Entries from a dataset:
[start]

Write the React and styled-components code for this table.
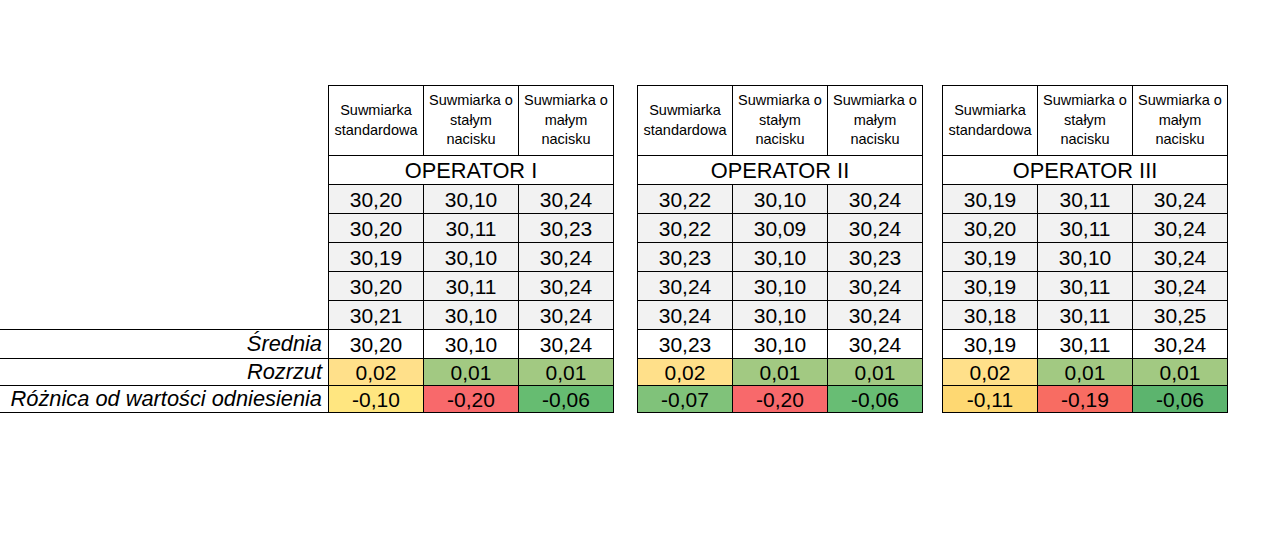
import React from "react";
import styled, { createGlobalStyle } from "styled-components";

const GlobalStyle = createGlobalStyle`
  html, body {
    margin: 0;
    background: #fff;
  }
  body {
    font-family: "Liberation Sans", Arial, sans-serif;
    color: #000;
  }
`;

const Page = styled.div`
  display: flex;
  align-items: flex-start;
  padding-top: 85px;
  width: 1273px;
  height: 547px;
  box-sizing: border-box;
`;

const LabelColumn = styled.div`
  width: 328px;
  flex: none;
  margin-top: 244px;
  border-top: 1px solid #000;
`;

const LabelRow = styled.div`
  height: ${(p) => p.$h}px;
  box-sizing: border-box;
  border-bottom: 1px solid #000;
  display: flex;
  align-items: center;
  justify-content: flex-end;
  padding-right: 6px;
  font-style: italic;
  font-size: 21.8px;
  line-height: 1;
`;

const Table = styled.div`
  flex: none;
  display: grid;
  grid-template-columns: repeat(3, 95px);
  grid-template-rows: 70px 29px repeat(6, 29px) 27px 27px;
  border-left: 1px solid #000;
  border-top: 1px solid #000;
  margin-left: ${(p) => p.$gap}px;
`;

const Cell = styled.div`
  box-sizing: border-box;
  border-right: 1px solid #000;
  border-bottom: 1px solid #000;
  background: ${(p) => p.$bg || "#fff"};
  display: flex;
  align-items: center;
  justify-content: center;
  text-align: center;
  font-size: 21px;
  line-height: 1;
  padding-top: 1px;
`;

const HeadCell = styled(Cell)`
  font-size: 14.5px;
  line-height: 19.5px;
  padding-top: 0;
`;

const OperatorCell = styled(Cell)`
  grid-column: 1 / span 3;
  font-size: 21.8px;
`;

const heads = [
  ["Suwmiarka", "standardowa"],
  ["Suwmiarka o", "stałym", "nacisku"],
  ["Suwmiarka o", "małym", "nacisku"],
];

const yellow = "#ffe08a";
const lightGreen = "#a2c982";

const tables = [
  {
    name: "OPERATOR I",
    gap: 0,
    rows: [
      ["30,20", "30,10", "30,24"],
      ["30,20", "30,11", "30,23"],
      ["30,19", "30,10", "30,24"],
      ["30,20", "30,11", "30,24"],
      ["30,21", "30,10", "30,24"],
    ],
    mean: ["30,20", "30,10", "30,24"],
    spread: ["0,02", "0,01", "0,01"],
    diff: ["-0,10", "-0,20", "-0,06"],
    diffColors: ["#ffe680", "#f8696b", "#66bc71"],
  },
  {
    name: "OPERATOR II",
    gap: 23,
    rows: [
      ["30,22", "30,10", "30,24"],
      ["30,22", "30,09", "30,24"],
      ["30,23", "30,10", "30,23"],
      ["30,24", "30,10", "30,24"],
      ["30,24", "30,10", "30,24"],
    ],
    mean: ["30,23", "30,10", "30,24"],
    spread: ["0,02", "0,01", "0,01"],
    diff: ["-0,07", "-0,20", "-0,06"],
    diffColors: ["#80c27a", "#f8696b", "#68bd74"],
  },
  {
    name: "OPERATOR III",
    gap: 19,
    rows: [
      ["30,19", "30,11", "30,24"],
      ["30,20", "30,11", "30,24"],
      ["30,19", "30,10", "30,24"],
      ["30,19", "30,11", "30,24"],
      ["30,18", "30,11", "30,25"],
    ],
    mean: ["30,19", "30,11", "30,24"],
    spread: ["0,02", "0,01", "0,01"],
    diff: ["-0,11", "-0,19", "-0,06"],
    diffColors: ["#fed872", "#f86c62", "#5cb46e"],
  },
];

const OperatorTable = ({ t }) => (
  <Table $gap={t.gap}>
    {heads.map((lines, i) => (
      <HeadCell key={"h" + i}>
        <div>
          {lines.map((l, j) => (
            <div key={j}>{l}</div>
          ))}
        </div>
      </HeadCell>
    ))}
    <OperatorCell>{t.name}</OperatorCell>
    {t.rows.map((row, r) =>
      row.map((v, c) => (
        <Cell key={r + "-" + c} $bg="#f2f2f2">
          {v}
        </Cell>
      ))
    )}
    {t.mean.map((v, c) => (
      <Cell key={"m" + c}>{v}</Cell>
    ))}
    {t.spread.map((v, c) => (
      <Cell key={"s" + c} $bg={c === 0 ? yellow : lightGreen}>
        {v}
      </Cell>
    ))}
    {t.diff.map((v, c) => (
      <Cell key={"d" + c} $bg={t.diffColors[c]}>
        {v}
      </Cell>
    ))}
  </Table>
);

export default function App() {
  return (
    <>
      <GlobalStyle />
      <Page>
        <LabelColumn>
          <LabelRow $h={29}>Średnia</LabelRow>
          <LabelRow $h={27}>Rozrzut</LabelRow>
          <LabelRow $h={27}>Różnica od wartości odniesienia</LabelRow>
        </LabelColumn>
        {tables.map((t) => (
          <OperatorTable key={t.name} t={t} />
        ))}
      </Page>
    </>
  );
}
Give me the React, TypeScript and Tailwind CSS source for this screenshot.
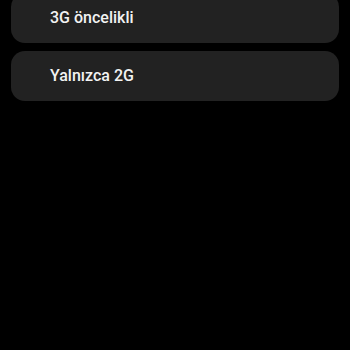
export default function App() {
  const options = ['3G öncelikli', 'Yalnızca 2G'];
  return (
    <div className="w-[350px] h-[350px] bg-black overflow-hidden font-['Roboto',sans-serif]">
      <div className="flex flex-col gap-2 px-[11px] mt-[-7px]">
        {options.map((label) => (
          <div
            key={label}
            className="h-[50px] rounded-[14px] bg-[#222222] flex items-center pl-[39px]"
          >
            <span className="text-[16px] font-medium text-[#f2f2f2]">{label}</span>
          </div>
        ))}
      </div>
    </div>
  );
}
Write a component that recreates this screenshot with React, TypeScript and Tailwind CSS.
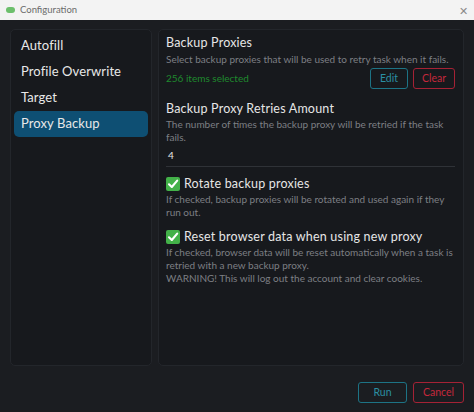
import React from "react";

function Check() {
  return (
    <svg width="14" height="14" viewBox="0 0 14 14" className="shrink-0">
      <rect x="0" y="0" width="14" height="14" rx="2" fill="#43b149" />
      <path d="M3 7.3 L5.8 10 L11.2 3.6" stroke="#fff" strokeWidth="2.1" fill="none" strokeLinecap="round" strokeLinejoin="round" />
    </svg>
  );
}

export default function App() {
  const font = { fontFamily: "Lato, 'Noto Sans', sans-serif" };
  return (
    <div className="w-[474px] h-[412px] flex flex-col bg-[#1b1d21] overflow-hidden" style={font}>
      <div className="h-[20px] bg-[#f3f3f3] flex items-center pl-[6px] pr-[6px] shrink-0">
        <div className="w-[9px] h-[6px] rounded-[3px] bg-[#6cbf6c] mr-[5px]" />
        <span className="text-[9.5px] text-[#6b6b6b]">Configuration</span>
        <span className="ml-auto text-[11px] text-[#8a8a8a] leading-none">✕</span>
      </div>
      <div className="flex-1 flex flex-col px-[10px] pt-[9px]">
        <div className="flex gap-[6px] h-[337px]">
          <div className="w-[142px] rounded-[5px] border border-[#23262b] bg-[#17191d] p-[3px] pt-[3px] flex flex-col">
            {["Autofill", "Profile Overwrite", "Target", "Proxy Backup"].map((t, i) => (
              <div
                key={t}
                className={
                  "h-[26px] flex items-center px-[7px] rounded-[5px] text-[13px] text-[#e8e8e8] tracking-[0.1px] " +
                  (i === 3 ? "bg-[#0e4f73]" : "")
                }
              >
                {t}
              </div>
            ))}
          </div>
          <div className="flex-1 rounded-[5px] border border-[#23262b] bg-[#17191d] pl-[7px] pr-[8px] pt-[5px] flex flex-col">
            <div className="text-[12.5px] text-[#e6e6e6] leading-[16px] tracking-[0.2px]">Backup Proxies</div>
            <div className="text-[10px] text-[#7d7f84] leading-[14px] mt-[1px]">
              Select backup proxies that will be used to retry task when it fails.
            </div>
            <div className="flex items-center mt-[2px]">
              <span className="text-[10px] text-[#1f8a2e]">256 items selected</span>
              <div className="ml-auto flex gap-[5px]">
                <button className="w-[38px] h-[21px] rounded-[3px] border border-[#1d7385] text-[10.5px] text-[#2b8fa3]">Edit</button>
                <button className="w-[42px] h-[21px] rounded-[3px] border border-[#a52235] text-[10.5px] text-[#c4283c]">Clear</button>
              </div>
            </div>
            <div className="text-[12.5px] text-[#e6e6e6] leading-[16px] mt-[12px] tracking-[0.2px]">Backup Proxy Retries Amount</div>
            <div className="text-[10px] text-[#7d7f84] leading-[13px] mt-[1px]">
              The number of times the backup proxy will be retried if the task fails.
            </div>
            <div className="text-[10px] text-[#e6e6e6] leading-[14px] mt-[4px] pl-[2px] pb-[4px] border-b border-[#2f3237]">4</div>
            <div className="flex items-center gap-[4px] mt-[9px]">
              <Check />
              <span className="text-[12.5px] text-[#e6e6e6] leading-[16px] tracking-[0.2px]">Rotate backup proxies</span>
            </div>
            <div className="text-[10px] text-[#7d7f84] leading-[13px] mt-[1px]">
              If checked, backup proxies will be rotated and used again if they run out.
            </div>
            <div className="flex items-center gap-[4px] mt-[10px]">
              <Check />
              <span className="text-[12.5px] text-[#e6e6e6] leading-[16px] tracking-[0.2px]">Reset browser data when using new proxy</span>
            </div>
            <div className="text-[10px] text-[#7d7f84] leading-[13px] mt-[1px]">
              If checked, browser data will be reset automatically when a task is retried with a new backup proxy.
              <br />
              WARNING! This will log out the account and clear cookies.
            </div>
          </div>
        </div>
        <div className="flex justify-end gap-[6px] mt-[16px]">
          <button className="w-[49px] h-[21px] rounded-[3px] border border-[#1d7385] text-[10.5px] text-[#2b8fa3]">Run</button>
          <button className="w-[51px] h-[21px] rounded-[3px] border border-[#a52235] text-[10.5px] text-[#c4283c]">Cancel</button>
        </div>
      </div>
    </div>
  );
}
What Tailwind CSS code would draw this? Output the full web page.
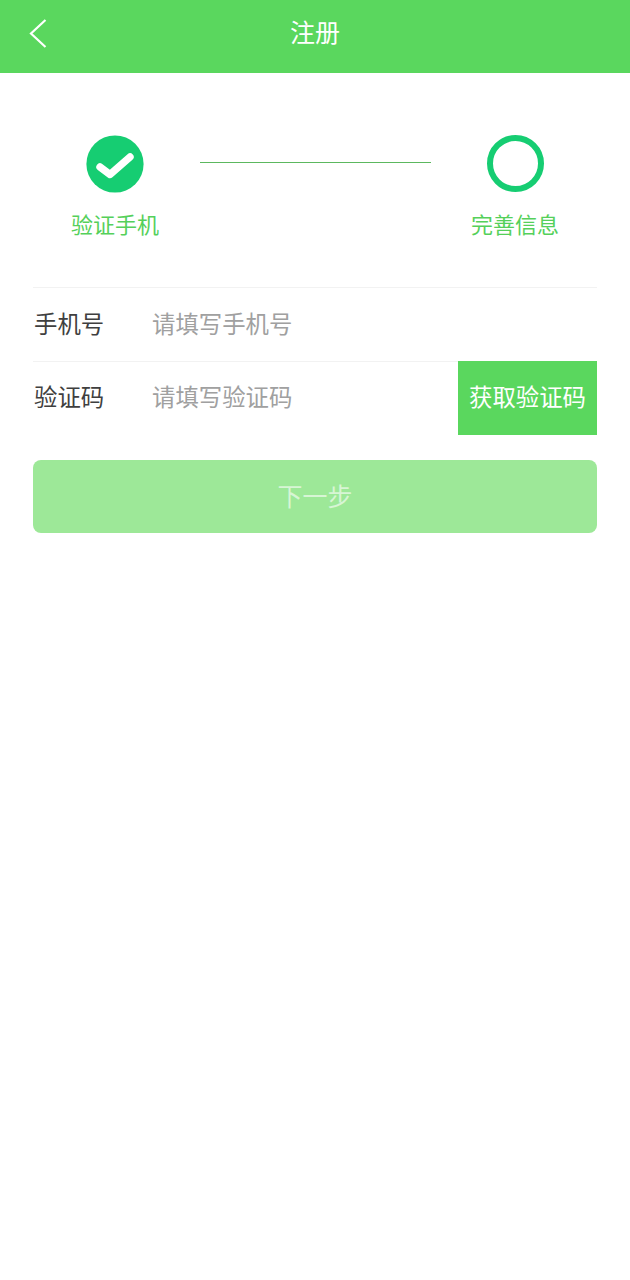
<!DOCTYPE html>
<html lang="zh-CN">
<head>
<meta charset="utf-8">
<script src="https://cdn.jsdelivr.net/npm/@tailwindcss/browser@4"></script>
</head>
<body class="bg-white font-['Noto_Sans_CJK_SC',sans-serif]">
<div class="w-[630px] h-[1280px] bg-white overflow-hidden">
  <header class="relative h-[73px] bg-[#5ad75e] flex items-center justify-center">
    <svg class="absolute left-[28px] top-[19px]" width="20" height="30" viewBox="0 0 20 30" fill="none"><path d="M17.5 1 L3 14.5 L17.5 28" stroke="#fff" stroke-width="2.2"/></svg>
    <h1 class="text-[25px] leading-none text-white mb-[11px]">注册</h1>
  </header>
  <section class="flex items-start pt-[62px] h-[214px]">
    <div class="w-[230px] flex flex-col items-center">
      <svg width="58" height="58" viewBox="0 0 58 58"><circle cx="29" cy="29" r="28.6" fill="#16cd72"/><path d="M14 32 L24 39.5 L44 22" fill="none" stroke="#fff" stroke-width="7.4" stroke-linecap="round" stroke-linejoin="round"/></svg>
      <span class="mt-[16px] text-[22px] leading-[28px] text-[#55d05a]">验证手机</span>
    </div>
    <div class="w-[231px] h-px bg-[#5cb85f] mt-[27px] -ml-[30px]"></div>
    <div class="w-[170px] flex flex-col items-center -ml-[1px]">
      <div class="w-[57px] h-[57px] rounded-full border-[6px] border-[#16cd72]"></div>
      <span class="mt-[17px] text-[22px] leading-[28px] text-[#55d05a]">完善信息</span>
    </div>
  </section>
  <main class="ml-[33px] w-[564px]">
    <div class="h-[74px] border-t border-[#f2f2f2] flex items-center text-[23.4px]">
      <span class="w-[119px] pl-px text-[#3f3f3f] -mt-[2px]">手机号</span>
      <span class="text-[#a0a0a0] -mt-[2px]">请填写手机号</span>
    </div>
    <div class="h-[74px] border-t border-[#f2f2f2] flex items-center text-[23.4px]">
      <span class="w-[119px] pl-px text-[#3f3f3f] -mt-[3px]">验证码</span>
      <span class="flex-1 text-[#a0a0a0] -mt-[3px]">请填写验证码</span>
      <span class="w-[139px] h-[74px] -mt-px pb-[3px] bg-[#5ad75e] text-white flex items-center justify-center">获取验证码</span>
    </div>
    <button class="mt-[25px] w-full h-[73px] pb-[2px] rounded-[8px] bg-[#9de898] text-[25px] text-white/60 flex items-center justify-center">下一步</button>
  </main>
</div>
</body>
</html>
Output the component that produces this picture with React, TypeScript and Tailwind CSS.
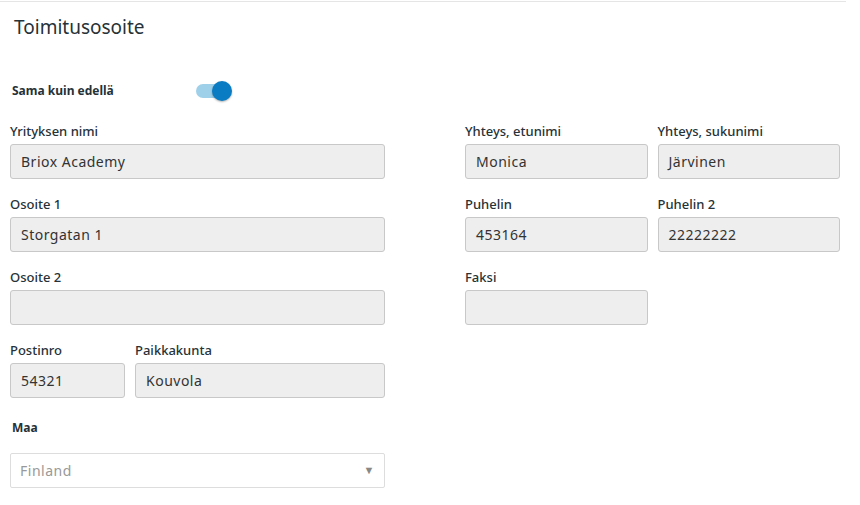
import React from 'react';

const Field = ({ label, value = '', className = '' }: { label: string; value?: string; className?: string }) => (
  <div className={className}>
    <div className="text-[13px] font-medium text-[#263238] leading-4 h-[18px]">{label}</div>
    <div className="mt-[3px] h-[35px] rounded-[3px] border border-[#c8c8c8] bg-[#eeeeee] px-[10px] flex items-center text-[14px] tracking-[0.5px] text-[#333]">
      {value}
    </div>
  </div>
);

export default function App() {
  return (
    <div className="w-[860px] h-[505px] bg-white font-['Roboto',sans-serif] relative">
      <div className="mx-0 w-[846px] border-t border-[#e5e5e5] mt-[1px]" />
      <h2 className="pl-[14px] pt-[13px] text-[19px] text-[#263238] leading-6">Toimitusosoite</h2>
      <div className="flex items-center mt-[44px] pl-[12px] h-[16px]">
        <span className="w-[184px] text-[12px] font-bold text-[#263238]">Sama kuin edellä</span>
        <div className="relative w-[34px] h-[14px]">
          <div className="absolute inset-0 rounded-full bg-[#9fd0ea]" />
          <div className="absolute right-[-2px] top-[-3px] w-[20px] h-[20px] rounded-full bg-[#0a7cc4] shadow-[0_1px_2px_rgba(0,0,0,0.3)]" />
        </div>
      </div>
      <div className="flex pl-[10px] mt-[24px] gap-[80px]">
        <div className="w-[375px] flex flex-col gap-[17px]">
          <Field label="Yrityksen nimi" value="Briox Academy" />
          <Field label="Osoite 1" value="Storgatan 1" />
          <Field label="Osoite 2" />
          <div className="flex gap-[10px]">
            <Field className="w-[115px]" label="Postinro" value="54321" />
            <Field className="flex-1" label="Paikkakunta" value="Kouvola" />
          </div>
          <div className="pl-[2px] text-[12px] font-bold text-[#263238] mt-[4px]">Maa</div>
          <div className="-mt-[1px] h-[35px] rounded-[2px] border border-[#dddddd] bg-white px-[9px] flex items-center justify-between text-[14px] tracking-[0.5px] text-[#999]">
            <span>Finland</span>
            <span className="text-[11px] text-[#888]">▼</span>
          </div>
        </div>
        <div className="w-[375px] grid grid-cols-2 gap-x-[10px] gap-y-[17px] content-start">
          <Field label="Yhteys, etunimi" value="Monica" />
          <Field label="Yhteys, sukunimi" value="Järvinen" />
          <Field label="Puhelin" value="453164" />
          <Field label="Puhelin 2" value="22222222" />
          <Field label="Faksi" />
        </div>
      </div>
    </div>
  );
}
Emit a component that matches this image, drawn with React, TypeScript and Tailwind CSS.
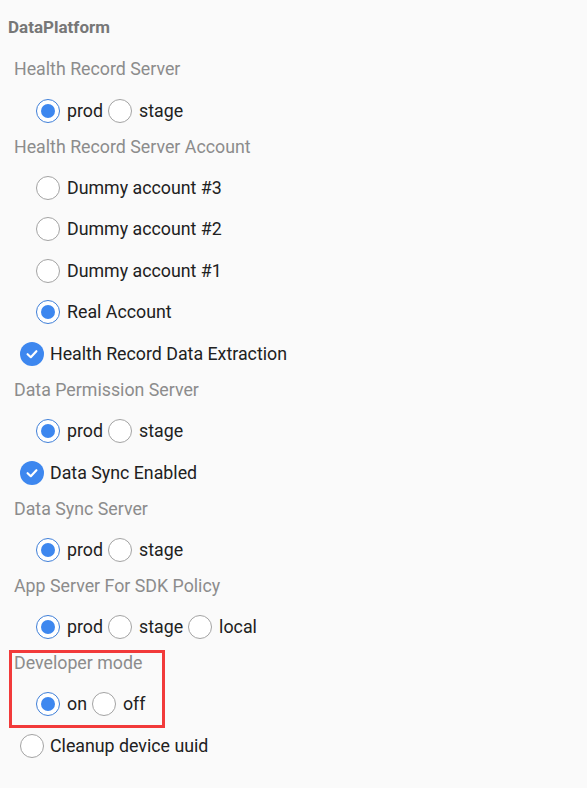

[end]

■ WHAT IS EXPECTED
Quote only the lines running from the line with "Output the component" to the line with "import React from 'react';", ends included, exactly as they appear and without the pictures.

■ THE RESULT
Output the component that produces this picture with React, TypeScript and Tailwind CSS.
import React from 'react';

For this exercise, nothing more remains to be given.